Some of the potential binding partners (Zyxin, mENA) can be found in focal adhesion complexes; the range of binding partners indicates a potential role for TES in-between 'privileged' Actin polymerisation and focal adhesion contacts to the extracellular matrix. This tallies with the observation that GFP-tagged TES can be seen at focal adhesions.

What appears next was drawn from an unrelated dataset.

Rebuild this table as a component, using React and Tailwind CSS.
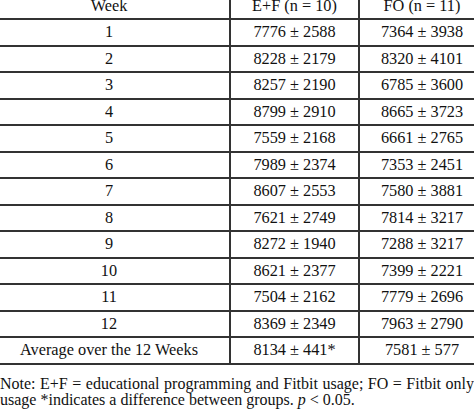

==TES as a tumour suppressor==
In December 2007, Boeda, Briggs et al. showed that the third LIM domain of TES displaces Mena from its usual subcellular positions (focal adhesions or the cell leading edge). The ENA/VASP protein family (of which Mena is a member) are anchored to specific proteins within the cell by a peptide motif consisting of a phenylalanine residue, followed by four proline residues – known as a FPPPP motif. It is the EVH1 domains of VASP/EVL proteins that directly contact the FPPPP motif. The precise architecture of TES:MENA binding was revealed by X-ray crystallography, and showed that the 3rd LIM domain of TES covered up the FPPPP binding site within Menas EVH1 domain. Isothermal titration calorimetry showed that TES has a greater affinity for Mena than its canonical FPPPP ligand, as presented in the focal adhesion protein zyxin. Using microscopy it was shown that either over-expression of GFP-tagged TES, or just the tagged third LIM domain displaced Mena from focal adhesions and reduced mean cell velocity.

These finding were significant given that Mena is often over-expressed in cancer cells, and is thought to be partly responsible for cancer cell motility, and therefore a factor in cancer metastasis. TES is conversely often not produced in cancer cells. It is possible that a drug designed to mimic TES's interaction with Mena could be used to prevent metastasis and thus development of secondary tumours in cancer patients. The work was widely reported in the British press (the work was carried out by Cancer Research UK), and also in the international press.

==Conformational change==
Based on the observations that:
- Mammalian cell derived TES binding Zyxin
- E. coli-produced recombinant TES (rTES) does not bind Zyxin
- An rTES construct composed of residues 201–421 (i.e., the linker and all 3 LIM domains) does bind Zyxin
- The above rTES construct binds an N-terminal rTES construct, consisting of the cysteine rich and PET domains – IE, the two-halves of TES interact with each other.
Garvalov et al. propose that TES exists in two conformational states: A 'closed' state where the N & C halves of TES interact, obscuring the Zyxin binding site in LIM1, and an 'open' state where the Zyxin binding site is accessible and the two halves no-longer interact in the same fashion, if at all. The regulatory mechanism switching between the two states is not presently fully understood.

==Phenotype==
In RNAi experiments, cells that had impaired TES expression showed an inability to correctly organise their focal adhesions and actin stress fibres.

In gene knockout experiments, transgenic mice lacking both copies of the TES gene displayed an increased susceptibility to tumour formation when challenged with a carcinogen. Mice retaining the TES gene were less susceptible: thus, TES is a tumour suppressor gene.